THE EXERCISE:
Using the records below, count the lines with "styles" in them. Give the number only.

MATERIAL:
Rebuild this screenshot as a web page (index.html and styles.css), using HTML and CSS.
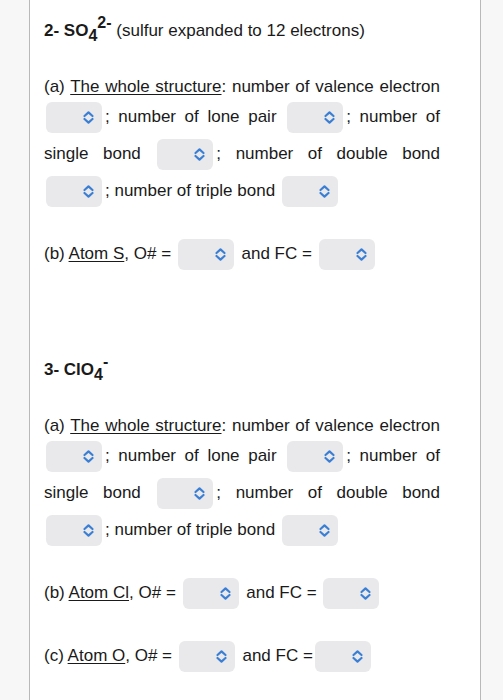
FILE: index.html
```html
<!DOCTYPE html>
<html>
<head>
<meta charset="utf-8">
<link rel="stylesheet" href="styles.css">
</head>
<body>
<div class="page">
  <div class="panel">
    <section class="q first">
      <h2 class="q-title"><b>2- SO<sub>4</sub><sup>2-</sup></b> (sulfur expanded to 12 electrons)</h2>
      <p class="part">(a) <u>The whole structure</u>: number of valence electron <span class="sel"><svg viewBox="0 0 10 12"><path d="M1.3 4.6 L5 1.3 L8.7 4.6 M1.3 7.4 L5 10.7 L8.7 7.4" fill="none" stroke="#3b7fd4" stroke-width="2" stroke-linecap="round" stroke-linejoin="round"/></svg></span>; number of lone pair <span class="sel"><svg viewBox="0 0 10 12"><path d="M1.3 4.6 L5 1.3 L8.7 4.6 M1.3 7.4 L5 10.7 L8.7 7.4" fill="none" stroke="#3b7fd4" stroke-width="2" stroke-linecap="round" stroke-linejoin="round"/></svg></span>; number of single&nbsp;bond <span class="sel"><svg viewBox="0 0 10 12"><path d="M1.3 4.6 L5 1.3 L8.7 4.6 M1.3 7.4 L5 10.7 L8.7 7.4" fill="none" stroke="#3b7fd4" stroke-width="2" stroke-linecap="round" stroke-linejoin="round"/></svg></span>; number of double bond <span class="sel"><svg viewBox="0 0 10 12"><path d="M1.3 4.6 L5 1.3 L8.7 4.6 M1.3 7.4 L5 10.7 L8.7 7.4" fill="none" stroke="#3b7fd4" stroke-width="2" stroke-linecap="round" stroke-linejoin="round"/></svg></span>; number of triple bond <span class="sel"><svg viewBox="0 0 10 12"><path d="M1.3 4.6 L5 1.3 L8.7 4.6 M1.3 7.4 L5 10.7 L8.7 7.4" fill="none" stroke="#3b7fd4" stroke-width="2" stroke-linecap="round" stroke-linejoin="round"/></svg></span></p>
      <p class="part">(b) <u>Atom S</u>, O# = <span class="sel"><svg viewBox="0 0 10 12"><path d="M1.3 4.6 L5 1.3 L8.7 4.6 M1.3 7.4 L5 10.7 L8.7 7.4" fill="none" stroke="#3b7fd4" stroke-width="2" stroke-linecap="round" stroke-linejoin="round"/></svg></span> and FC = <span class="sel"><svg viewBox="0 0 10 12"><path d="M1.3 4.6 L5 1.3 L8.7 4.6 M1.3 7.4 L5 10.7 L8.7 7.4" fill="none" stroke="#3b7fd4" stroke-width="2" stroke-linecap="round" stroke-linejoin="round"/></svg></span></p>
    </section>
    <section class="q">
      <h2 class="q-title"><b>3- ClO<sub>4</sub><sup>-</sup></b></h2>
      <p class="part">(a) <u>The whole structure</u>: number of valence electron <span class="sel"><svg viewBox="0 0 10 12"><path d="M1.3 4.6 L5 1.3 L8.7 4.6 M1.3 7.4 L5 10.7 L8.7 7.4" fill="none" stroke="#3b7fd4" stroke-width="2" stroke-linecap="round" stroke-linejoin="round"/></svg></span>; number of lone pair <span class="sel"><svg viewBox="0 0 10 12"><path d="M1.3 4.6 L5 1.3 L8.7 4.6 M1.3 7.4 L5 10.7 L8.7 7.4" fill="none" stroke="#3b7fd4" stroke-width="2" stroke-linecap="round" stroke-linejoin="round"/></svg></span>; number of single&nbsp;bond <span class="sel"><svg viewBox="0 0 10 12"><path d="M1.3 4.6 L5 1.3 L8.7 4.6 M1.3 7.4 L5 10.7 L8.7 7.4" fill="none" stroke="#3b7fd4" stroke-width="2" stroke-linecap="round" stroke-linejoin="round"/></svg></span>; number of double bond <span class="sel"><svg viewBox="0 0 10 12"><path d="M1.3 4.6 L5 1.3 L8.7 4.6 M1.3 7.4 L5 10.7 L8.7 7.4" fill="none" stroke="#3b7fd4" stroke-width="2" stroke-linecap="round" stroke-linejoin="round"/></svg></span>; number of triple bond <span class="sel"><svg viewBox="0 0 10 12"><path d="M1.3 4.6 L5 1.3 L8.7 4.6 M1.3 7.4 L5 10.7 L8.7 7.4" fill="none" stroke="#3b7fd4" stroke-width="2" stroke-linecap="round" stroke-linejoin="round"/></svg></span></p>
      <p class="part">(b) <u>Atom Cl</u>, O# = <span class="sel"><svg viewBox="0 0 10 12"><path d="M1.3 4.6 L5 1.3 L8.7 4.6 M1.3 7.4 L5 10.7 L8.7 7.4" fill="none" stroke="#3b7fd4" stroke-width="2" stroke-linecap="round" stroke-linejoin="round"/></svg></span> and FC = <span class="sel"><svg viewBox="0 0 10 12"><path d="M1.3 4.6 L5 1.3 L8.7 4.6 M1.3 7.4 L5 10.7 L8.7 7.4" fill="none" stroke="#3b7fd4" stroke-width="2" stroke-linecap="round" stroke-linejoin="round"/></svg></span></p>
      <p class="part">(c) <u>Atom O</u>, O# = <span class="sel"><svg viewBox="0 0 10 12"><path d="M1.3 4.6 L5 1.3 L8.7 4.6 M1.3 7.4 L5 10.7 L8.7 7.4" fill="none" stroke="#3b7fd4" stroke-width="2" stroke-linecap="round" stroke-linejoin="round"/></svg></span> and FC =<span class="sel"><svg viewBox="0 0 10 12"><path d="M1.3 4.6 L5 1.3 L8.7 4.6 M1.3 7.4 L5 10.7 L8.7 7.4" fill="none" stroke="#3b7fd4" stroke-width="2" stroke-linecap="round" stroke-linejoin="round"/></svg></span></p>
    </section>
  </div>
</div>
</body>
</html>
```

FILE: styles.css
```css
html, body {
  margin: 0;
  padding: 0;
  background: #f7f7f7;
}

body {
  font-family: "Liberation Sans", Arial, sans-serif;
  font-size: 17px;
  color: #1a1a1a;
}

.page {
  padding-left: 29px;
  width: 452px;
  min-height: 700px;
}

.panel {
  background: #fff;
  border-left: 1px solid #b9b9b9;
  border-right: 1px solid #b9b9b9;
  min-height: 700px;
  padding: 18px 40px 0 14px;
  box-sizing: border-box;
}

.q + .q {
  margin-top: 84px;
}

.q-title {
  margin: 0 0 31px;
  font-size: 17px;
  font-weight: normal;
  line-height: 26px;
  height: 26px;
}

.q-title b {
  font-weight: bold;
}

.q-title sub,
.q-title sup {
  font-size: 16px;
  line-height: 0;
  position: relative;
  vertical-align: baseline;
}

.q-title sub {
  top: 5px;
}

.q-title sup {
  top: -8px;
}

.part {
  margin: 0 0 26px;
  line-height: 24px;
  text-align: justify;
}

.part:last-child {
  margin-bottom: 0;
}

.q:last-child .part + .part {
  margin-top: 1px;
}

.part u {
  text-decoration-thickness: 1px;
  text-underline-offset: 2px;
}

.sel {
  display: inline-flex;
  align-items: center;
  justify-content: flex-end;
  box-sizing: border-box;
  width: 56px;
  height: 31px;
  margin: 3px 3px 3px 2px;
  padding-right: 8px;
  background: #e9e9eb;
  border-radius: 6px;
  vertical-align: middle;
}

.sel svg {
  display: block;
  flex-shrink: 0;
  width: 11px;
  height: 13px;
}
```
* * *
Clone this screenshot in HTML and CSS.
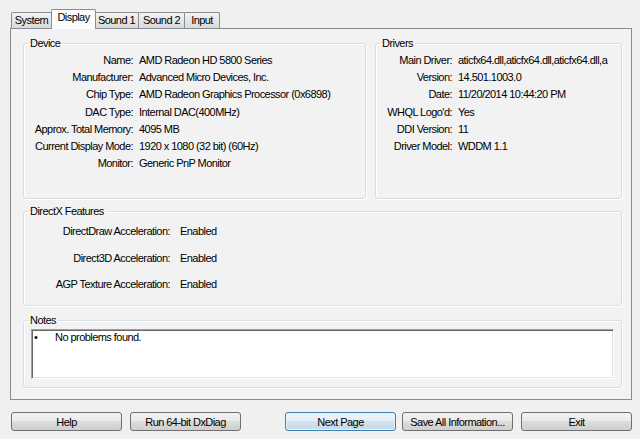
...
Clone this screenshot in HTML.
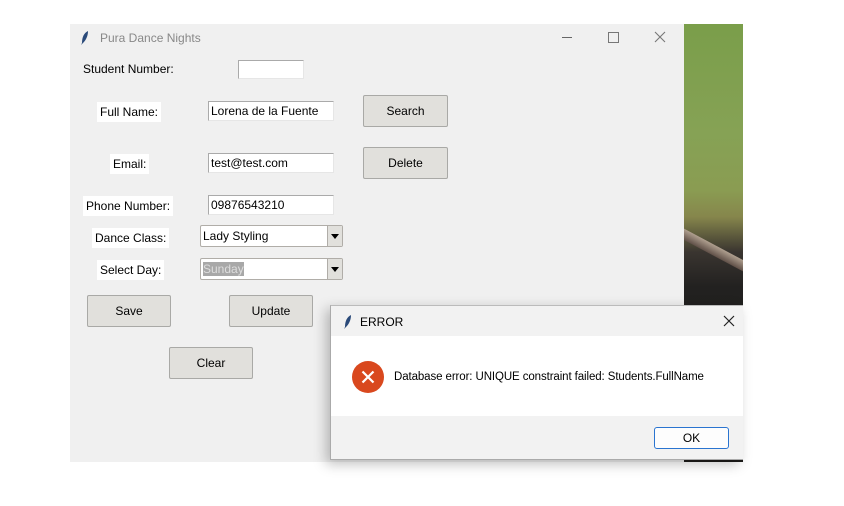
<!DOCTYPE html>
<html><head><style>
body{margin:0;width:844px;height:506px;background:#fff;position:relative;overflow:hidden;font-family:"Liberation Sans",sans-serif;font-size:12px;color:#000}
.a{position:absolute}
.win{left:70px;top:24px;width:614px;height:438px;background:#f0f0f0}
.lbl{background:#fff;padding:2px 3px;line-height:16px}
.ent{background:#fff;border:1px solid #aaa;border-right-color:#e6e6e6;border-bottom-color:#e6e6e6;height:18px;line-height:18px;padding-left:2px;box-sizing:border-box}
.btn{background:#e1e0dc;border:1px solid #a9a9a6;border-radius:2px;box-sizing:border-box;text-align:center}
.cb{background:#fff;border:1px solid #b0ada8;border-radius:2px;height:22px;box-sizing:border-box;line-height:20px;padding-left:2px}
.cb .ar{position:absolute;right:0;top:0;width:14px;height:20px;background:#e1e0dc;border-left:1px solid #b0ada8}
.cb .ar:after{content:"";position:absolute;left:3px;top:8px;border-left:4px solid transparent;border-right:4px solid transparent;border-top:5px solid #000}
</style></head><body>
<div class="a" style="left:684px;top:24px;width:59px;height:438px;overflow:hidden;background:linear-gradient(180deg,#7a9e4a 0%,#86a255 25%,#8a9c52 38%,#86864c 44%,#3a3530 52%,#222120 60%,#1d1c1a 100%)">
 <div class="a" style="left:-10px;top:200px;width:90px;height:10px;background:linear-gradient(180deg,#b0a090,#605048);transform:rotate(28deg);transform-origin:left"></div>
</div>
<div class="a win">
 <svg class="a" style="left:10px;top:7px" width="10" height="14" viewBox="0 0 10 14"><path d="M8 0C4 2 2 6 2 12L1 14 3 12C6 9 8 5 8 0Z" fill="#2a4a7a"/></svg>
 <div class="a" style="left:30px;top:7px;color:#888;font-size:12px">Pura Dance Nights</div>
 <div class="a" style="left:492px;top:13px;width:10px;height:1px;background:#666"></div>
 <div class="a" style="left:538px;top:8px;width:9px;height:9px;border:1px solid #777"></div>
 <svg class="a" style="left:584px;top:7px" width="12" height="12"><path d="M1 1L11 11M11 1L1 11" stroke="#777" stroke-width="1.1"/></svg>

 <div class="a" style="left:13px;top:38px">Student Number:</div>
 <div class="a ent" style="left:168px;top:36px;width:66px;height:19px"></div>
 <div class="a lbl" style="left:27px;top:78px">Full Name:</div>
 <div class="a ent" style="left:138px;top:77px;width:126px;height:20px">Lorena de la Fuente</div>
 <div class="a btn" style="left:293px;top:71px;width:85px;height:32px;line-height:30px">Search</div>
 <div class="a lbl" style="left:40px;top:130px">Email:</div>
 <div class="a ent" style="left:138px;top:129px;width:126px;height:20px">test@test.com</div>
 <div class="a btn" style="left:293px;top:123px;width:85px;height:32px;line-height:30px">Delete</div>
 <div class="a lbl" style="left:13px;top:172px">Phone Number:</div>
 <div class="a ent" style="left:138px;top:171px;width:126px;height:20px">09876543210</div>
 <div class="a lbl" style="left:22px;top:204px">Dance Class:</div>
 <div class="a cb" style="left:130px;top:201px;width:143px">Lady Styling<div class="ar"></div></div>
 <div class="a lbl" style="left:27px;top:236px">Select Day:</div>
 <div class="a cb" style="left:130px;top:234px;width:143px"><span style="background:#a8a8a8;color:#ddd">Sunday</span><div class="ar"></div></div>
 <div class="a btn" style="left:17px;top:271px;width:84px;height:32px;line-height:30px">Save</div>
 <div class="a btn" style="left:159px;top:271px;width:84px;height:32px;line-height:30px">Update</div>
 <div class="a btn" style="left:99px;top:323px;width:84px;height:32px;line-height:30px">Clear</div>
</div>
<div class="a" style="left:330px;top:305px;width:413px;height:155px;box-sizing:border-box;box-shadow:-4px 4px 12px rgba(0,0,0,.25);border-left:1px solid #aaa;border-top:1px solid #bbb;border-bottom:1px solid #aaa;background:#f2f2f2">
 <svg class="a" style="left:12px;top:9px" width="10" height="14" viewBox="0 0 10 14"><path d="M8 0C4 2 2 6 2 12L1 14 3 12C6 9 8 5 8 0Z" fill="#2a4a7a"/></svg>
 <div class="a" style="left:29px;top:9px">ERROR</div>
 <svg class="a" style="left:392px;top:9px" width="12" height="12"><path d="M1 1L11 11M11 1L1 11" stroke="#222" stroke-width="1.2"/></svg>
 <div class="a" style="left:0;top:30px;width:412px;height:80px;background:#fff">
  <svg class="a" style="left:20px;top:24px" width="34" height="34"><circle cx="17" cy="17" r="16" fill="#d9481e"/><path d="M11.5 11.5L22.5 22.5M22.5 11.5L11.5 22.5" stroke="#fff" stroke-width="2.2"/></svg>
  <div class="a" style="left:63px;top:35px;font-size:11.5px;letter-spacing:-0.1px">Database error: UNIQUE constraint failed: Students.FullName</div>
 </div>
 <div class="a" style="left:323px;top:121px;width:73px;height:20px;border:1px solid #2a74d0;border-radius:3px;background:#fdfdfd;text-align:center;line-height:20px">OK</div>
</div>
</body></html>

CORRECT RESPONSE:
3